Media Moguls, United
In its current fury of television takeovers and deregulation, is the United States following the Italian model of media ownership?
During Silvio Berlusconi’s eight months as Italy’s Prime Minister, when he controlled the state television system along with his own three private stations, the “Berlu-sconi phenomenon” seemed like something that could happen only in Italy. The United States, by comparison, seemed the model of fairness and sanity.
Now Congress has voted to change all that. Bills passed in the House and Senate this summer call for a sweeping deregulation of telecommunications law which would remove many restrictions from media ownership. If the reconciled bill survives a threatened veto from President Clinton in the fall, nothing would prevent a modified version of the Berlusconi phenomenon from happening here.
The legislation is based on the assumption that in the age of cable and satellite television — with hundreds of different channels — the old restrictions on media ownership are obsolete. But as the recent spate of mergers like Disney-ABC, Westinghouse-CBS, Viacom-Paramount and Time-Warner show, media ownership is only becoming more concentrated.
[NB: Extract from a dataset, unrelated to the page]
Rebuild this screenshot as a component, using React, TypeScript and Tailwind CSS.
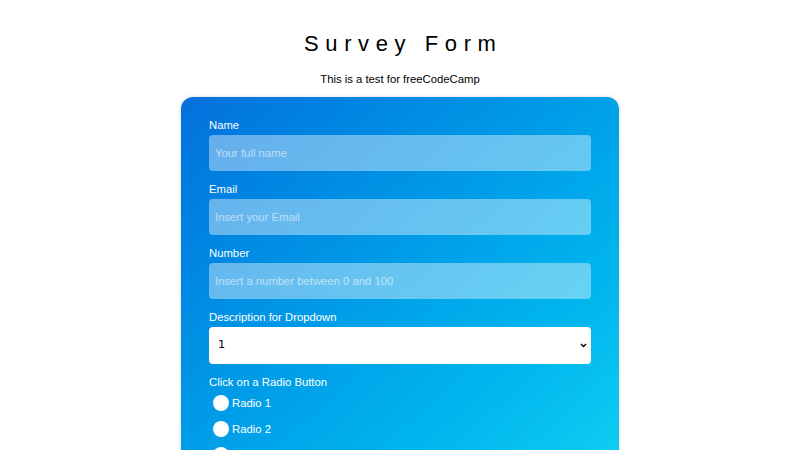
import React from 'react';

const App: React.FC = () => {
  const fields = [
    { label: 'Name', placeholder: 'Your full name', type: 'text' },
    { label: 'Email', placeholder: 'Insert your Email', type: 'email' },
    { label: 'Number', placeholder: 'Insert a number between 0 and 100', type: 'number' }
  ];

  return (
    <div className="min-h-screen bg-white font-['Liberation_Sans',Arial,sans-serif]">
      {/* Header */}
      <header className="pt-[29px] text-center">
        <h1 className="text-[22px] leading-[30px] tracking-[0.3em] text-black pl-[0.3em]">Survey Form</h1>
        <p className="mt-[12px] text-[11.3px] leading-[16px] text-black">This is a test for freeCodeCamp</p>
      </header>

      {/* Form card */}
      <form className="mx-auto mt-[10px] w-[438px] rounded-[12px] bg-gradient-to-br from-[#0670dc] to-[#13d0f3] px-[28px] pt-[20px] pb-6 shadow-[0_0_4px_rgba(0,0,0,0.15)]">
        {fields.map((f) => (
          <div key={f.label} className="mb-[10px]">
            <label className="block text-[11.3px] leading-[16px] text-white mb-[2px]">{f.label}</label>
            <input
              type={f.type}
              placeholder={f.placeholder}
              className="block w-full h-[36px] rounded-[4px] bg-white/40 px-[6px] text-[11.3px] text-white placeholder:text-white/55 outline-none"
            />
          </div>
        ))}

        <div className="mb-[10px]">
          <label className="block text-[11.3px] leading-[16px] text-white mb-[2px]">Description for Dropdown</label>
          <div className="relative">
            <select className="block w-full h-[37px] appearance-none rounded-[4px] bg-white px-[9px] text-[11.3px] text-black font-['DejaVu_Sans',sans-serif]">
              <option>1</option>
              <option>2</option>
              <option>3</option>
            </select>
            <svg className="pointer-events-none absolute right-[4px] top-[16px]" width="7" height="5" viewBox="0 0 7 5">
              <path d="M1 1l2.5 2.5L6 1" fill="none" stroke="#000" strokeWidth="1.4" />
            </svg>
          </div>
        </div>

        <div>
          <p className="text-[11.3px] leading-[16px] text-white">Click on a Radio Button</p>
          <div className="mt-[5px] flex flex-col gap-[10px] pl-[4px]">
            {['Radio 1', 'Radio 2', 'Radio 3'].map((r) => (
              <label key={r} className="flex items-center gap-[3px] text-[11.3px] leading-[16px] text-white">
                <span className="inline-block w-[16px] h-[16px] rounded-full bg-white" />
                {r}
              </label>
            ))}
          </div>
        </div>
      </form>
    </div>
  );
};

export default App;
A shake-out is occurring around the world from which six to 10 colossal conglomerates are beginning to emerge: along with the powerful American concerns there are Leo Kirch in Germany, Johann Rupert in South Africa, Rupert Murdoch in Australia, Britain and the United States, Mr. Berlusconi in Italy among others.
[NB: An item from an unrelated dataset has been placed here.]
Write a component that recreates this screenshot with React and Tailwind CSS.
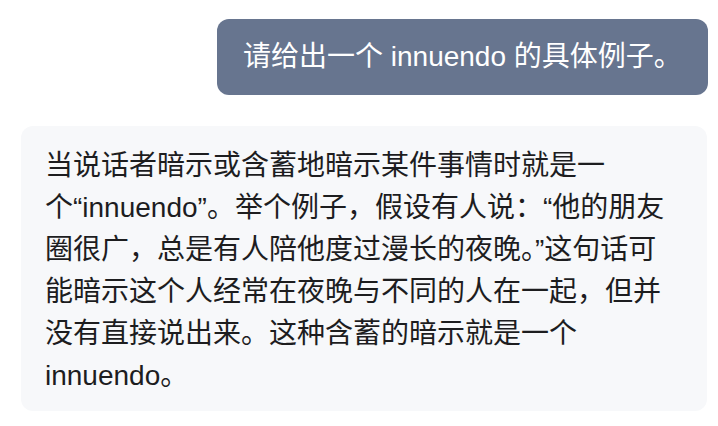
export default function App() {
  const font = { fontFamily: '"Liberation Sans", "Noto Sans CJK SC", sans-serif' };
  return (
    <div className="w-[718px] h-[426px] bg-white overflow-hidden flex flex-col" style={font}>
      <div className="flex justify-end pt-[19px] pr-[10px]">
        <div className="w-[491px] bg-[#67758f] text-white text-[28px] leading-[42px] rounded-[12px] pl-[26px] py-[17px] whitespace-nowrap">
          请给出一个 innuendo 的具体例子。
        </div>
      </div>
      <div className="mt-[31px] ml-[21px] mr-[11px] bg-[#f7f8fa] rounded-[12px] pl-[24px] pr-[10px] pt-[19px] pb-[14px] text-[#1d1d1f] text-[28px] leading-[42px] whitespace-nowrap">
        当说话者暗示或含蓄地暗示某件事情时就是一<br />
        个“innuendo”。举个例子，假设有人说：“他的朋友<br />
        圈很广，总是有人陪他度过漫长的夜晚。”这句话可<br />
        能暗示这个人经常在夜晚与不同的人在一起，但并<br />
        没有直接说出来。这种含蓄的暗示就是一个<br />
        innuendo。
      </div>
    </div>
  );
}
Many of these media barons happen to be conservative and have used their ties to the political world to obtain huge business advantages. Leo Kirch, the largest private owner of TV networks in Germany, is a prominent supporter of Chancellor Helmut Kohl. Mr. Kohl has led efforts to scale back German public television, which he sees as hostile to his Government.
Newt Gingrich has called for the complete elimination of public television in the United States — a potential bonanza for his publisher, Rupert Murdoch, whose Fox Network could buy up the public frequencies if deregulation goes through as planned.
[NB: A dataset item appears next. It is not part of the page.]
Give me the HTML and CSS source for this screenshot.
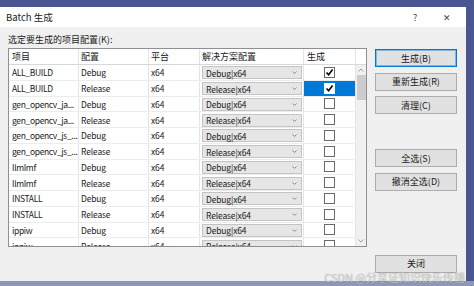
FILE: index.html
```html
<!DOCTYPE html>
<html lang="zh-CN">
<head>
  <meta charset="UTF-8">
  <title>Batch 生成</title>
  <link rel="stylesheet" href="styles.css">
</head>
<body>
  <div class="screen">
    <div class="dialog">
      <div class="titlebar">
        <span class="title">Batch 生成</span>
        <span class="help">?</span>
        <span class="close">✕</span>
      </div>
      <div class="content">
        <div class="caption">选定要生成的项目配置(K):</div>
        <div class="main">
          <div class="grid">
            <div class="head">
              <div class="cell c1">项目</div>
              <div class="cell c2">配置</div>
              <div class="cell c3">平台</div>
              <div class="cell c4">解决方案配置</div>
              <div class="cell c5">生成</div>
              <div class="cell c6"></div>
            </div>
            <div class="body">
              <div class="rows" id="rows"></div>
              <div class="vscroll">
                <span class="arrow up"><svg width="6" height="4" viewBox="0 0 6 4"><path d="M0.5 3.5 L3 1 L5.5 3.5" fill="none" stroke="#a0a0a0" stroke-width="1"/></svg></span>
                <span class="thumb"></span>
                <span class="track"></span>
                <span class="arrow down"><svg width="6" height="4" viewBox="0 0 6 4"><path d="M0.5 0.5 L3 3 L5.5 0.5" fill="none" stroke="#a0a0a0" stroke-width="1"/></svg></span>
              </div>
            </div>
          </div>
          <div class="actions">
            <button class="btn default">生成(B)</button>
            <button class="btn">重新生成(R)</button>
            <button class="btn">清理(C)</button>
            <button class="btn gap-top">全选(S)</button>
            <button class="btn">撤消全选(D)</button>
            <button class="btn close-btn">关闭</button>
          </div>
        </div>
      </div>
    </div>
    <div class="strip"></div>
    <div class="watermark">CSDN @分享证知识快乐传播</div>
  </div>

  <script>
    const projects = [
      ['ALL_BUILD', 'Debug', true],
      ['ALL_BUILD', 'Release', true],
      ['gen_opencv_ja...', 'Debug', false],
      ['gen_opencv_ja...', 'Release', false],
      ['gen_opencv_js_...', 'Debug', false],
      ['gen_opencv_js_...', 'Release', false],
      ['IlmImf', 'Debug', false],
      ['IlmImf', 'Release', false],
      ['INSTALL', 'Debug', false],
      ['INSTALL', 'Release', false],
      ['ippiw', 'Debug', false],
      ['ippiw', 'Release', false]
    ];

    const check = '<svg width="9" height="9" viewBox="0 0 9 9"><path d="M1.5 4.5 L3.6 6.8 L7.6 1.6" fill="none" stroke="#000" stroke-width="1.6"/></svg>';
    const chevron = '<svg width="5" height="3" viewBox="0 0 5 3"><path d="M0.5 0.5 L2.5 2.5 L4.5 0.5" fill="none" stroke="#8a8a8a" stroke-width="1"/></svg>';

    let html = '';
    projects.forEach(([name, config, built], i) => {
      const selected = i === 1 ? ' selected' : '';
      html += '<div class="row">' +
        '<div class="cell c1">' + name + '</div>' +
        '<div class="cell c2">' + config + '</div>' +
        '<div class="cell c3">x64</div>' +
        '<div class="cell c4"><span class="combo"><span>' + config + '|x64</span>' + chevron + '</span></div>' +
        '<div class="cell c5' + selected + '"><span class="box">' + (built ? check : '') + '</span></div>' +
        '</div>';
    });
    document.getElementById('rows').innerHTML = html;
  </script>
</body>
</html>
```

FILE: styles.css
```css
body {
  margin: 0;
  font-family: "Noto Sans CJK SC", "Noto Sans", sans-serif;
  font-size: 9px;
  color: #1a1a1a;
}

.screen {
  position: relative;
  width: 474px;
  height: 286px;
  background-color: #4a5690;
  display: flex;
  flex-direction: column;
  overflow: hidden;
}

.dialog {
  margin-top: 7px;
  width: 466px;
  height: 274px;
  background: #f0f0f0;
  display: flex;
  flex-direction: column;
}

.strip {
  flex: 1;
  width: 474px;
  background: #8e97b8;
}

.titlebar {
  height: 20px;
  background: white;
  display: flex;
  align-items: center;
  padding-left: 6px;
}

.title {
  flex: 1;
  font-size: 9.5px;
}

.help {
  width: 10px;
  margin-right: 20px;
  color: #444;
  font-size: 9px;
}

.close {
  width: 12px;
  margin-right: 11px;
  color: #444;
  font-size: 9px;
}

.content {
  flex: 1;
  padding: 6px 0 0 8px;
}

.caption {
  height: 13px;
  line-height: 13px;
  margin-bottom: 2px;
}

.main {
  display: flex;
  align-items: flex-start;
  gap: 8px;
}

.grid {
  width: 359px;
  height: 199px;
  box-sizing: border-box;
  border: 1px solid #8c8f96;
  background: white;
  display: flex;
  flex-direction: column;
}

.head {
  display: flex;
  height: 15px;
  border-bottom: 1px solid #d8d8d8;
}

.cell {
  box-sizing: border-box;
  border-right: 1px solid #e4e4e4;
  display: flex;
  align-items: center;
  padding-left: 3px;
  white-space: nowrap;
  overflow: hidden;
}

.row .cell {
  font-size: 8.5px;
  letter-spacing: -0.15px;
}

.row .c1 {
  letter-spacing: -0.35px;
}

.c1 { width: 70px; }
.c2 { width: 70px; padding-left: 2px; }
.c3 { width: 51px; padding-left: 2px; }
.c4 { width: 104px; padding-left: 2px; }
.c5 { width: 52px; }
.c6 { width: 10px; border-right: none; }

.head .c5 {
  padding-left: 3px;
}

.body {
  flex: 1;
  display: flex;
  overflow: hidden;
}

.rows {
  width: 347px;
}

.row {
  display: flex;
  height: 15.75px;
  box-sizing: border-box;
  border-bottom: 1px solid #ececec;
}

.row .c4 {
  padding: 1px 1px 0 2px;
}

.combo {
  flex: 1;
  height: 13px;
  box-sizing: border-box;
  border: 1px solid #c4c4c4;
  background: #e6e6e6;
  display: flex;
  align-items: center;
  justify-content: space-between;
  padding: 0 4px 0 3px;
}

.row .c5 {
  justify-content: center;
  padding-left: 0;
}

.c5.selected {
  background: #0078d7;
}

.box {
  width: 11px;
  height: 11px;
  box-sizing: border-box;
  border: 1px solid #6a6a6a;
  background: white;
  display: flex;
  align-items: center;
  justify-content: center;
}

.selected .box {
  border-color: white;
}

.vscroll {
  width: 10px;
  background: #f0f0f0;
  display: flex;
  flex-direction: column;
  align-items: center;
}

.arrow {
  height: 10px;
  display: flex;
  align-items: center;
}

.thumb {
  width: 9px;
  height: 25px;
  background: #cdcdcd;
}

.track {
  flex: 1;
}

.actions {
  width: 82px;
  display: flex;
  flex-direction: column;
  padding-top: 1px;
}

.btn {
  height: 18px;
  margin: 0 0 5.5px;
  padding: 0;
  border: 1px solid #adadad;
  background: #e1e1e1;
  font-family: inherit;
  font-size: 9px;
  color: #1a1a1a;
}

.btn.default {
  border-color: #0078d7;
  box-shadow: inset 0 0 0 1px #7fb8e8;
}

.btn.gap-top {
  margin-top: 29.5px;
}

.btn.close-btn {
  margin-top: 58.5px;
}

.watermark {
  position: absolute;
  right: 9px;
  top: 269px;
  font-size: 11px;
  color: rgba(255, 255, 255, 0.6);
  text-shadow: 0 0 1px rgba(0, 0, 0, 0.45);
  white-space: nowrap;
}
```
Some members of this emerging group of media entrepreneurs are already teaming up, trading ownership in different companies to help one another skirt the antitrust laws of individual countries.
Leo Kirch in Germany and Johann Rupert in South Africa came to Mr. Berlusconi’s rescue by buying him out when he was forced by Italian law to “sell” most of his shares in his pay-per-view channel. The management, though, remained unchanged, and Italian magistrates are investigating possible fraud in what they believe may have been a paper transaction. Similarly, Mr. Berlusconi bought a large share of one of Mr. Kirch’s TV networks in Germany when the Kirch Group ran afoul of the law there.
There’s more. Planning his return to power, Mr. Berlusconi sold a substantial minority stake in his main holding company last month to a group led by Mr. Kirch and Mr. Rupert. Mr. Berlusconi promises if he becomes Prime Minister again he will “freeze” his shares in the company, removing his representatives from the board of directors. But the sale still leaves him as the largest shareholder by far, and his management firmly in place.
American companies fit into this cartel-building in several ways. Both Rupert Murdoch and Time Warner have explored buying a share of Mr. Berlusconi’s Fininvest company. And Time Warner already owns a large chunk of Ted Turner’s CNN, which, in turn, is trying to buy CBS.
The triangular relationship among media, money and politics is emerging as a central problem of late 20th-century life, and it is becoming hard to tell who the real power brokers are — the politicians or the media barons. One of Senator Bill Bradley’s first steps in exploring an independent candidacy for President was to meet with Michael Eisner, the boss of the newly formed Disney-Capital Cities/ABC. And Ross Perot’s vast fortune and purchase of TV air time were critical in his capturing nearly 20 percent of the vote in 1992.
Because it is a smaller country with monopolistic traditions, Italy may act as a kind of laboratory where problems flourish in a more extreme form. But it offers a particularly naked example of a trend that appears to be taking root worldwide.